Recent visitors to George Washington University’s Textile Arts Museum were treated to a piece by Shin-hee Chin, associate professor in visual arts at Tabor College, the Mennonite Brethren college in Hillsboro, Kan. Chin’s invitation to participate in the museum’s “Stories of Migration” exhibit is just one of many ways her fabric art has been recognized, both in the U.S. and in her native Korea.

 

Why have you chosen fiber as your primary artistic medium?

Fabric and thread used to be women’s craft. Using a women’s medium as an art form valorizes women’s labor.

Where do you get the fabric for your work?

I recycle old clothes and cast-off material. When my children were young I would use the clothes they outgrew.

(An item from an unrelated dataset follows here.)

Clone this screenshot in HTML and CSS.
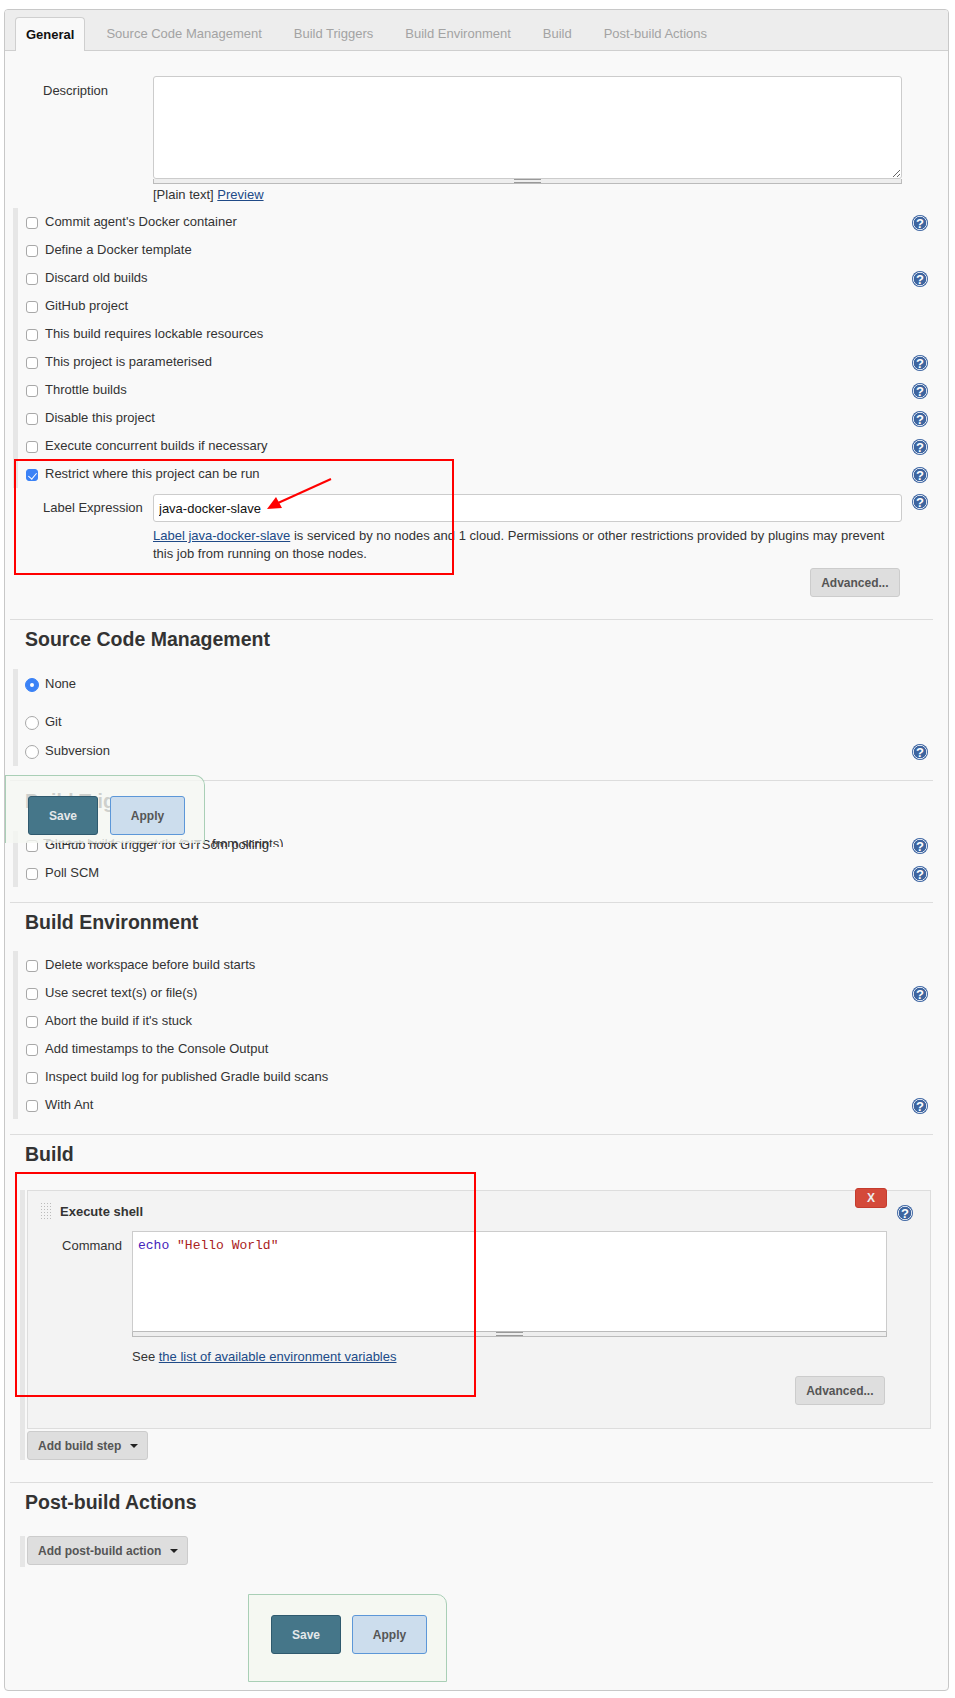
FILE: index.html
```html
<!DOCTYPE html>
<html lang="en">
<head>
<meta charset="utf-8">
<title>Job configuration</title>
<link rel="stylesheet" href="styles.css">
</head>
<body>
<svg class="defs" width="0" height="0" aria-hidden="true">
  <symbol id="help" viewBox="0 0 16 16">
    <circle cx="8" cy="8" r="8" fill="#2f5a9c"/>
    <circle cx="8" cy="8" r="6.7" fill="none" stroke="#fff" stroke-width=".9"/>
    <circle cx="8" cy="8" r="5.9" fill="#3e659f"/>
    <text x="8" y="12.6" text-anchor="middle" class="help-q">?</text>
  </symbol>
</svg>
<div class="panel">
  <nav class="tabs">
    <a class="tab active">General</a>
    <a class="tab">Source Code Management</a>
    <a class="tab">Build Triggers</a>
    <a class="tab">Build Environment</a>
    <a class="tab">Build</a>
    <a class="tab">Post-build Actions</a>
  </nav>
  <div class="content">
    <div class="field desc">
      <label class="field-label">Description</label>
      <div class="field-main">
        <textarea class="area"></textarea>
        <div class="grip"><span></span></div>
        <div class="plain">[Plain text] <a href="#">Preview</a></div>
      </div>
    </div>

    <div class="group">
      <div class="row"><input type="checkbox" class="cb"><span>Commit agent's Docker container</span><svg class="help"><use href="#help"/></svg></div>
      <div class="row"><input type="checkbox" class="cb"><span>Define a Docker template</span></div>
      <div class="row"><input type="checkbox" class="cb"><span>Discard old builds</span><svg class="help"><use href="#help"/></svg></div>
      <div class="row"><input type="checkbox" class="cb"><span>GitHub project</span></div>
      <div class="row"><input type="checkbox" class="cb"><span>This build requires lockable resources</span></div>
      <div class="row"><input type="checkbox" class="cb"><span>This project is parameterised</span><svg class="help"><use href="#help"/></svg></div>
      <div class="row"><input type="checkbox" class="cb"><span>Throttle builds</span><svg class="help"><use href="#help"/></svg></div>
      <div class="row"><input type="checkbox" class="cb"><span>Disable this project</span><svg class="help"><use href="#help"/></svg></div>
      <div class="row"><input type="checkbox" class="cb"><span>Execute concurrent builds if necessary</span><svg class="help"><use href="#help"/></svg></div>
      <div class="row"><input type="checkbox" class="cb" checked><span>Restrict where this project can be run</span><svg class="help"><use href="#help"/></svg></div>
    </div>
    <div class="field label-expr">
      <label class="field-label">Label Expression</label>
      <div class="field-main">
        <input class="text-input" type="text" value="java-docker-slave">
        <p class="note"><a href="#">Label java-docker-slave</a> is serviced by no nodes and 1 cloud. Permissions or other restrictions provided by plugins may prevent this job from running on those nodes.</p>
      </div>
      <svg class="help field-help"><use href="#help"/></svg>
    </div>
    <div class="adv-line"><button class="btn">Advanced...</button></div>

    <section class="sec scm">
      <h2>Source Code Management</h2>
      <div class="group">
        <div class="row radio-row first"><input type="radio" name="scm" class="rd" checked><span>None</span></div>
        <div class="row radio-row git"><input type="radio" name="scm" class="rd"><span>Git</span></div>
        <div class="row radio-row"><input type="radio" name="scm" class="rd"><span>Subversion</span><svg class="help"><use href="#help"/></svg></div>
      </div>
    </section>

    <section class="sec triggers">
      <h2>Build Triggers</h2>
      <div class="group">
        <div class="row hook"><input type="checkbox" class="cb"><span>GitHub hook trigger for GITScm polling</span><svg class="help"><use href="#help"/></svg>
          <div class="ghost"><span class="ghost-under">Trigger builds remotely (e.g.,</span><span class="ghost-out">from scripts)</span></div></div>
        <div class="row"><input type="checkbox" class="cb"><span>Poll SCM</span><svg class="help"><use href="#help"/></svg></div>
      </div>
    </section>

    <section class="sec env">
      <h2>Build Environment</h2>
      <div class="group">
        <div class="row"><input type="checkbox" class="cb"><span>Delete workspace before build starts</span></div>
        <div class="row"><input type="checkbox" class="cb"><span>Use secret text(s) or file(s)</span><svg class="help"><use href="#help"/></svg></div>
        <div class="row"><input type="checkbox" class="cb"><span>Abort the build if it's stuck</span></div>
        <div class="row"><input type="checkbox" class="cb"><span>Add timestamps to the Console Output</span></div>
        <div class="row"><input type="checkbox" class="cb"><span>Inspect build log for published Gradle build scans</span></div>
        <div class="row"><input type="checkbox" class="cb"><span>With Ant</span><svg class="help"><use href="#help"/></svg></div>
      </div>
    </section>

    <section class="sec build">
      <h2>Build</h2>
      <div class="group wide">
        <div class="step">
          <button class="del">X</button>
          <svg class="help step-help"><use href="#help"/></svg>
          <div class="step-head"><span class="drag"></span><b>Execute shell</b></div>
          <div class="cmd">
            <label class="cmd-label">Command</label>
            <div class="cmd-main">
              <div class="code"><span class="kw">echo</span> <span class="str">"Hello World"</span></div>
              <div class="grip"><span></span></div>
              <p class="see">See <a href="#">the list of available environment variables</a></p>
            </div>
          </div>
          <div class="step-adv"><button class="btn">Advanced...</button></div>
        </div>
        <button class="btn menu">Add build step<i class="caret"></i></button>
      </div>
    </section>

    <section class="sec post">
      <h2>Post-build Actions</h2>
      <div class="group wide">
        <button class="btn menu">Add post-build action<i class="caret"></i></button>
      </div>
    </section>

    <div class="savebar bottom">
      <button class="save">Save</button>
      <button class="apply">Apply</button>
    </div>
  </div>

  <div class="savebar floating">
    <button class="save">Save</button>
    <button class="apply">Apply</button>
  </div>
  <div class="redbox box-a"></div>
  <div class="redbox box-b"></div>
  <svg class="arrow" width="70" height="36" viewBox="0 0 70 36">
    <path d="M67 2 L14 26" stroke="#f00" stroke-width="2" fill="none"/>
    <path d="M3 32 L12 20 L18 31 Z" fill="#f00"/>
  </svg>
</div>
</body>
</html>
```
FILE: styles.css
```css
* { box-sizing: border-box; }
html, body { margin: 0; padding: 0; background: #fff; }
body {
  font-family: "Liberation Sans", Arial, sans-serif;
  font-size: 13px;
  color: #333;
  width: 955px;
  height: 1698px;
  overflow: hidden;
}
a { color: #204a87; text-decoration: underline; }
.defs { position: absolute; }
.help-q { font: bold 13px "Liberation Sans", Arial, sans-serif; fill: #fff; }

.panel {
  position: relative;
  margin: 9px 0 0 4px;
  width: 945px;
  height: 1682px;
  background: #f9f9f9;
  border: 1px solid #c8c8c8;
  border-radius: 4px;
}
.tabs {
  display: flex;
  gap: 10px;
  height: 41px;
  padding: 7px 0 0 10px;
  background: #ededed;
  border-bottom: 1px solid #cfcfcf;
  border-radius: 3px 3px 0 0;
}
.tab {
  height: 34px;
  padding: 0 11px;
  line-height: 33px;
  color: #a3a3a3;
  text-decoration: none;
}
.tab.active {
  background: #f9f9f9;
  color: #111;
  font-weight: bold;
  border: 1px solid #cfcfcf;
  border-bottom: 0;
  border-radius: 4px 4px 0 0;
  padding: 0 10px;
}
.content { padding: 25px 15px 0 5px; }

.field { display: flex; position: relative; }
.field-label { width: 143px; padding-left: 33px; flex: none; }
.field-main { width: 749px; flex: none; }
.desc .field-label { padding-top: 7px; }
.area {
  display: block;
  width: 749px;
  height: 103px;
  margin: 0;
  background: #fff;
  border: 1px solid #ccc;
  border-radius: 3px;
  resize: vertical;
}
.grip {
  height: 5px;
  background: #eee;
  border: 1px solid #bbb;
  border-top: 0;
  display: flex;
  justify-content: center;
}
.grip span { width: 27px; height: 4px; border-top: 1px solid #999; border-bottom: 1px solid #999; }
.plain { margin-top: 2px; height: 18px; line-height: 18px; }

.group { margin: 4px 0 0 3px; border-left: 5px solid #e6e6e6; padding-right: 5px; }
.row {
  position: relative;
  display: flex;
  align-items: center;
  height: 28px;
  padding-left: 8px;
  line-height: 28px;
}
.cb {
  appearance: none;
  width: 12px;
  height: 12px;
  margin: 1px 7px 0 0;
  background: #fff;
  border: 1px solid #a8a8a8;
  border-radius: 3px;
  position: relative;
  flex: none;
}
.cb:checked { background: #3b82f6; border-color: #3b82f6; }
.cb:checked::after {
  content: "";
  position: absolute;
  left: 3px;
  top: 1px;
  width: 4px;
  height: 7px;
  border: solid #fff;
  border-width: 0 1.6px 1.6px 0;
  transform: rotate(40deg);
}
.rd {
  appearance: none;
  width: 14px;
  height: 14px;
  margin: 1px 6px 0 -1px;
  background: #fff;
  border: 1px solid #a8a8a8;
  border-radius: 50%;
  flex: none;
  position: relative;
}
.rd:checked { background: #3b82f6; border-color: #3b82f6; }
.rd:checked::after {
  content: "";
  position: absolute;
  left: 4px;
  top: 4px;
  width: 4px;
  height: 4px;
  background: #fff;
  border-radius: 50%;
}
.help { width: 16px; height: 16px; margin-left: auto; margin-top: 2px; flex: none; }
.field-help { position: absolute; left: 902px; top: 0; margin: 0; }

.label-expr { margin-top: 6px; }
.label-expr .field-label { padding-top: 6px; }
.text-input {
  display: block;
  width: 749px;
  height: 28px;
  margin: 0;
  padding: 0 5px;
  font: 13px "Liberation Sans", Arial, sans-serif;
  color: #111;
  background: #fff;
  border: 1px solid #ccc;
  border-radius: 3px;
  outline: 0;
}
.note { margin: 5px 0 0; line-height: 18px; }
.adv-line { display: flex; justify-content: flex-end; padding-right: 33px; margin-top: 5px; }
.btn {
  height: 29px;
  padding: 0 10.5px;
  font: bold 12px "Liberation Sans", Arial, sans-serif;
  color: #555;
  background: #dedede;
  border: 1px solid #ccc;
  border-radius: 3px;
}

.sec { border-top: 1px solid #ddd; }
.sec h2 { margin: 0; height: 40px; line-height: 38px; padding-left: 15px; font-size: 19.5px; font-weight: bold; color: #333; }
.scm { margin-top: 22px; }
.scm .group { margin-top: 9px; padding-bottom: 1px; }
.radio-row.first { height: 30px; }
.radio-row.git { margin-top: 8px; height: 30px; }
.triggers { margin-top: 14px; }
.triggers h2 { height: 46px; line-height: 41px; }
.triggers .group { margin-top: 4px; }
.ghost {
  position: absolute;
  left: 25px;
  top: 6px;
  display: flex;
  align-items: flex-start;
  gap: 4px;
  line-height: 14px;
  white-space: nowrap;
  color: #333;
}
.ghost-under { height: 7px; overflow: hidden; }
.ghost-out { height: 10px; overflow: hidden; }
.env { margin-top: 15px; }
.env .group { margin-top: 8px; }
.build { margin-top: 15px; }
.build .group { margin-top: 15px; }
.group.wide { margin-left: 10px; padding-right: 0; }
.step {
  position: relative;
  width: 904px;
  height: 239px;
  margin-left: 2px;
  background: #f3f3f3;
  border: 1px solid #ddd;
}
.del {
  position: absolute;
  right: 43px;
  top: -3px;
  width: 32px;
  height: 20px;
  padding: 0;
  font: bold 12px "Liberation Sans", Arial, sans-serif;
  color: #eee;
  background: #d44a3a;
  border: 1px solid #c43c2e;
  border-radius: 3px;
}
.step-help { position: absolute; left: 869px; top: 14px; margin: 0; }
.step-head { display: flex; align-items: center; height: 40px; padding-left: 12px; }
.step-head b { color: #333; }
.drag {
  width: 12px;
  height: 18px;
  margin-right: 8px;
  background-image: radial-gradient(#bbb 0.8px, transparent 1px);
  background-size: 3px 3px;
}
.cmd { display: flex; }
.cmd-label { width: 104px; padding: 7px 10px 0 0; text-align: right; flex: none; }
.cmd-main { width: 755px; flex: none; }
.code {
  height: 101px;
  padding: 6px 5px;
  background: #fff;
  border: 1px solid #ccc;
  border-bottom: 1px solid #bbb;
  font: 13px "Liberation Mono", "Courier New", monospace;
}
.kw { color: #4422bb; }
.str { color: #aa2222; }
.see { margin: 11px 0 0; line-height: 18px; }
.step-adv { position: absolute; right: 45px; bottom: 23px; }
.btn.menu { display: flex; align-items: center; margin: 2px 0 0 2px; padding: 0 9px 0 10px; }
.caret {
  width: 0;
  height: 0;
  margin-left: 9px;
  border: solid transparent;
  border-width: 4px 4px 0;
  border-top-color: #222;
}
.build .btn.menu { margin-bottom: 0; }
.post { margin-top: 22px; }
.post .group { margin-top: 13px; padding-bottom: 2px; }
.post .btn.menu { margin-top: 0; }

.savebar {
  display: flex;
  gap: 11px;
  padding: 20px 0 0 22px;
  background: #f5f8f2;
  border: 1px solid #a9cfb6;
  border-radius: 0 10px 0 0;
}
.bottom { width: 199px; height: 88px; margin: 27px 0 0 238px; }
.floating {
  position: absolute;
  left: 0;
  top: 765px;
  width: 200px;
  height: 68px;
  gap: 12px;
  border-bottom: 0;
  background: rgba(245, 248, 242, .8);
}
.save, .apply {
  width: 70px;
  height: 39px;
  padding: 0;
  font: bold 12px "Liberation Sans", Arial, sans-serif;
  border-radius: 3px;
}
.save { color: #e4e8ea; background: #457689; border: 1px solid #2f5a6e; }
.apply { width: 75px; color: #555; background: #ccdded; border: 1px solid #5c97d8; }

.redbox { position: absolute; border: 2px solid #f00; pointer-events: none; }
.box-a { left: 9px; top: 449px; width: 440px; height: 116px; }
.box-b { left: 10px; top: 1162px; width: 461px; height: 225px; }
.arrow { position: absolute; left: 259px; top: 467px; }
```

Now my main resources are thrift stores and the MCC Relief Sale.

Your self-portrait of twisted fabric was featured on the cover of Surface Design magazine. How do you feel when your work is recognized like this in the art world?

I used to be reluctant to tell people I am an artist. I thought of myself as a laborer, a maker. But one day I realized that claiming to be an artist is like claiming salvation—we are saved by Christ, but then we work out our salvation. My goal as the artist is not to get the fame but to use art as a tool witnessing to God’s Word.

How does your womanhood impact your understanding of the artistic process?

Fiber art is tedious and time-consuming. Just like a pregnancy it takes time for a work to develop. It creates its own form and then I give birth. I have ties to my artwork and feel protective of it, but I also have to learn to let it go.

What is the meaning behind your diptych Mother Tongue and Foreign Language from the migration exhibit?

Mother tongue is an intricate aspect of the fabric of one’s being. I use it to emphasize the critical role of language in defining, dividing, and connecting people. Though language often serves as a tool for exclusion, I use these letters as a sign of an intercultural conversation, an on-going dialogue.